Sunday, April 1, 2007

"Eating Apes" and DNA

Dale Peterson in his book "Eating Apes" discusses the interconnectedness of us to the great apes. Some startling statistics: "Modern gorilla DNA is 97.7 percent the same as that of humans... And modern chimpanzee and bonobo DNA turns out to be around 98.7 percent identical to that of modern humans.." "And the mere 1.3 percent difference between humans and the chimpanzees and bonobos means that we are actually closer to them than zebras are to horses, or African elephants are to Indian elephants." (italics are mine)

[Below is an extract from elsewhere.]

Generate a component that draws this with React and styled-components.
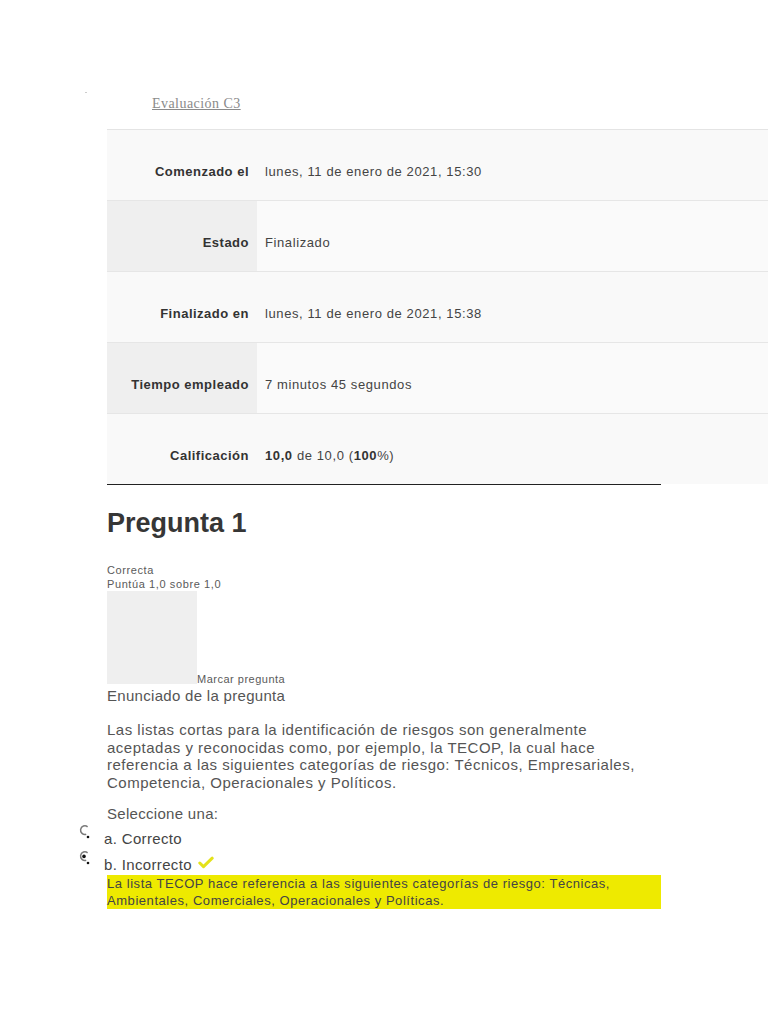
import React from "react";
import styled, { createGlobalStyle } from "styled-components";

const Global = createGlobalStyle`
  html, body { margin: 0; padding: 0; background: #fff; }
  body { font-family: "Liberation Sans", Arial, sans-serif; color: #333; }
`;

const Page = styled.div`
  width: 768px;
  overflow: hidden;
  padding: 90px 0 80px 107px;
  box-sizing: border-box;
  position: relative;
`;

const Speck = styled.span`
  position: absolute;
  left: 85px;
  top: 92px;
  width: 2px;
  height: 1px;
  background: #ccc;
`;

const Crumb = styled.a`
  display: block;
  margin-left: 45px;
  font-family: "Liberation Serif", "Times New Roman", serif;
  font-size: 14px;
  letter-spacing: 0.45px;
  color: #8a8a8a;
  text-decoration: underline;
  line-height: 28px;
  height: 39px;
`;

const Table = styled.div`
  width: 661px;
  display: flex;
  flex-direction: column;
  border-top: 1px solid #e4e4e4;
`;

const Row = styled.div`
  display: grid;
  grid-template-columns: 150px 1fr;
  height: 70px;
  background: #f9f9f9;
  border-bottom: ${(p) => (p.last ? "none" : "1px solid #e6e6e6")};
`;

const Label = styled.div`
  display: flex;
  align-items: center;
  justify-content: flex-end;
  padding: 12px 8px 0 0;
  background: ${(p) => (p.shade ? "#efefef" : "transparent")};
  font-weight: bold;
  font-size: 13px;
  letter-spacing: 0.5px;
  color: #333;
`;

const Value = styled.div`
  display: flex;
  align-items: center;
  padding: 12px 0 0 8px;
  font-size: 13px;
  letter-spacing: 0.6px;
  color: #444;
  background: ${(p) => (p.shade ? "#fafafa" : "transparent")};
`;

const Strong = styled.b`
  color: #333;
`;

const Rule = styled.div`
  width: 554px;
  height: 1px;
  background: #222;
`;

const Heading = styled.h2`
  margin: 22px 0 0;
  font-size: 27px;
  font-weight: bold;
  color: #363636;
  line-height: 32px;
`;

const Meta = styled.div`
  margin-top: 24px;
  font-size: 11px;
  letter-spacing: 0.6px;
  color: #5a5a5a;
  line-height: 14px;
`;

const FlagRow = styled.div`
  display: flex;
  align-items: flex-end;
`;

const FlagBox = styled.div`
  width: 90px;
  height: 93px;
  background: #efefef;
`;

const FlagText = styled.span`
  font-size: 11px;
  letter-spacing: 0.5px;
  color: #5a5a5a;
  line-height: 11px;
  margin-bottom: -1px;
`;

const Prompt = styled.div`
  font-size: 15px;
  letter-spacing: 0.3px;
  color: #555;
  line-height: 20px;
  margin-top: 2px;
`;

const Para = styled.p`
  margin: 15px 0 0;
  font-size: 15px;
  letter-spacing: 0.5px;
  line-height: 17.7px;
  color: #555;
  white-space: nowrap;
`;

const Select = styled.div`
  margin-top: 12px;
  font-size: 15px;
  letter-spacing: 0.3px;
  color: #555;
  line-height: 20px;
`;

const Option = styled.div`
  position: relative;
  margin-left: -3px;
  font-size: 15px;
  letter-spacing: 0.35px;
  color: #444;
  line-height: 20px;
  margin-top: ${(p) => p.gap}px;
  display: flex;
  align-items: center;
`;

const RadioMark = styled.svg`
  position: absolute;
  left: -27px;
  top: -7px;
`;

const Feedback = styled.div`
  width: 554px;
  background: #eeea00;
  font-size: 13px;
  letter-spacing: 0.55px;
  line-height: 17px;
  color: #444;
  white-space: nowrap;
`;

function Radio({ checked }) {
  return (
    <RadioMark width="16" height="20" viewBox="0 0 16 20">
      <path
        d="M10.6 4.8 A4.3 4.3 0 1 0 9.2 12.2"
        fill="none"
        stroke="#7a7a7a"
        strokeWidth="1.5"
      />
      <circle cx="11" cy="15" r="1.3" fill="#111" />
      {checked && <circle cx="7" cy="8.4" r="1.8" fill="#111" />}
    </RadioMark>
  );
}

const Check = () => (
  <svg width="16" height="13" viewBox="0 0 16 13" style={{ marginLeft: 6, marginTop: -4 }}>
    <path d="M1.8 7 L5.5 10.6 L14.2 2.2" fill="none" stroke="#e4e21a" strokeWidth="3" strokeLinecap="round" strokeLinejoin="round" />
  </svg>
);

const rows = [
  { label: "Comenzado el", value: "lunes, 11 de enero de 2021, 15:30" },
  { label: "Estado", value: "Finalizado", shade: true },
  { label: "Finalizado en", value: "lunes, 11 de enero de 2021, 15:38" },
  { label: "Tiempo empleado", value: "7 minutos 45 segundos", shade: true },
];

export default function App() {
  return (
    <>
      <Global />
      <Page>
        <Speck />
        <Crumb href="#">Evaluación C3</Crumb>
        <Table>
          {rows.map((r) => (
            <Row key={r.label}>
              <Label shade={r.shade}>{r.label}</Label>
              <Value shade={r.shade}>{r.value}</Value>
            </Row>
          ))}
          <Row last>
            <Label>Calificación</Label>
            <Value>
              <span>
                <Strong>10,0</Strong> de 10,0 (<Strong>100</Strong>%)
              </span>
            </Value>
          </Row>
        </Table>
        <Rule />
        <Heading>Pregunta 1</Heading>
        <Meta>
          Correcta
          <br />
          Puntúa 1,0 sobre 1,0
        </Meta>
        <FlagRow>
          <FlagBox />
          <FlagText>Marcar pregunta</FlagText>
        </FlagRow>
        <Prompt>Enunciado de la pregunta</Prompt>
        <Para>
          Las listas cortas para la identificación de riesgos son generalmente
          <br />
          aceptadas y reconocidas como, por ejemplo, la TECOP, la cual hace
          <br />
          referencia a las siguientes categorías de riesgo: Técnicos, Empresariales,
          <br />
          Competencia, Operacionales y Políticos.
        </Para>
        <Select>Seleccione una:</Select>
        <Option gap={5}>
          <Radio />
          a. Correcto
        </Option>
        <Option gap={6}>
          <Radio checked />
          b. Incorrecto
          <Check />
        </Option>
        <Feedback>
          La lista TECOP hace referencia a las siguientes categorías de riesgo: Técnicas,
          <br />
          Ambientales, Comerciales, Operacionales y Políticas.
        </Feedback>
      </Page>
    </>
  );
}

"In more practical terms, those numbers mean that the next time you go to the zoo and wander past cages containing chimpanzees or bonobos, you might pause and look into the eye of a being who will indeed look back; and you should know that you (genetically almost 99 percent chimpanzee) are sharing a gaze with someone who is, according to the best measurement, almost 99 percent human. You are on one side of the bars, the chimps and bonobos on the other side, simply because those apes lack a little more than 1 percent of the requisite genes to be treated like humans. And if you linger to gaze at gorillas in the same zoo, remember that they are sitting on the other side of the bars or the moat not because they have done anything wrong, but simply and solely because they happen to be missing just slightly more than a percent of the human genome."